Several books cite May 1965 (Turner, page 83; Miles 1997, page 201) as the date of Paul's "Yesterday" dream. This is conclusively false. George Martin recalls first hearing the tune in January of 1964 (Lewisohn, page 59), as did Dick James and Chris Hutchinson (Carlin, page 94-95). Furthermore, John Lennon himself admitted that the tune "was around for months and months before we finally completed it" (Everett, page 300). This quote would make no sense had Paul written "Yesterday" in May 1965 - just one month before recording it in June 1965.
Peter Ames Carlin's biography of McCartney states that Paul asked for help identifying the song "First to the saloon singer Alma Cogan, then the theatrical composer Lionel Bart" (page 118). But the Beatles met Cogan for the first time on 12 January 1964 (Miles 2001, page 126), and Bart claims Paul played it for him in "late 1963" (Spitz, page 560). Clearly, the evidence is contradictory, and as a result, we may never know conclusively when Paul McCartney actually wrote "Yesterday". But given the available evidence, it seems most likely that Paul McCartney composed "Yesterday" in late December 1963.

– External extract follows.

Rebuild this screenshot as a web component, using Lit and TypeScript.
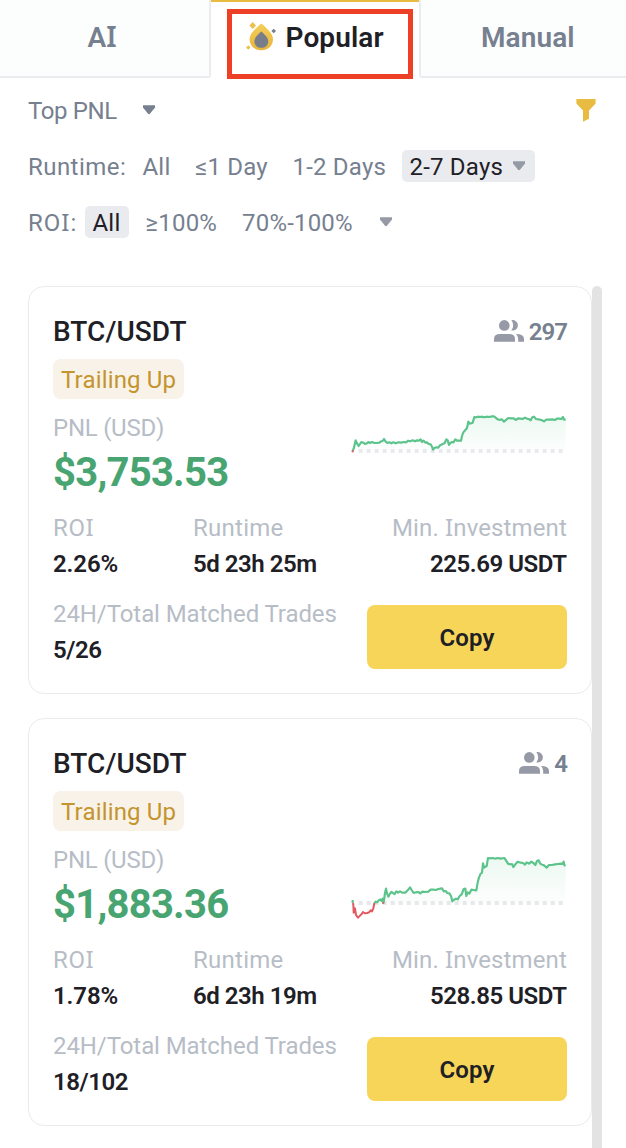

Beatles. The Beatles Anthology. Chronicle Books, San Francisco, CA, 2000.
Carlin, Peter Ames. Paul McCartney: A Life. Touchstone Book, Simon & Schuster, New York, NY, 2009.
Everett, Walter. The Beatles as Musicians: The Quarry Men through Rubber Soul. Oxford University Press, New York, NY, 2001.
Lewisohn, Mark. The Complete Beatles Recording Sessions: The Official Story of the Abbey Road Years 1962-1970. Harmony Books, a division of Crown Publishers, New York, NY, 1988.
Miles, Barry. Paul McCartney: Many Years from Now. Henry Holt and Company, New York, NY, 1997.
Miles, Barry. The Beatles Diary, Volume 1: The Beatles Years. Omnibus Press, New York, NY, 2001.
Spitz, Bob. The Beatles: The Biography. Little, Brown and Company, Time Warner Book Group, New York, NY 2005.
Turner, Steve. A Hard Day's Write: The Stories Behind Every Beatles Song. itbooks, an imprint of HarperCollins Publishers, New York, NY, 2005.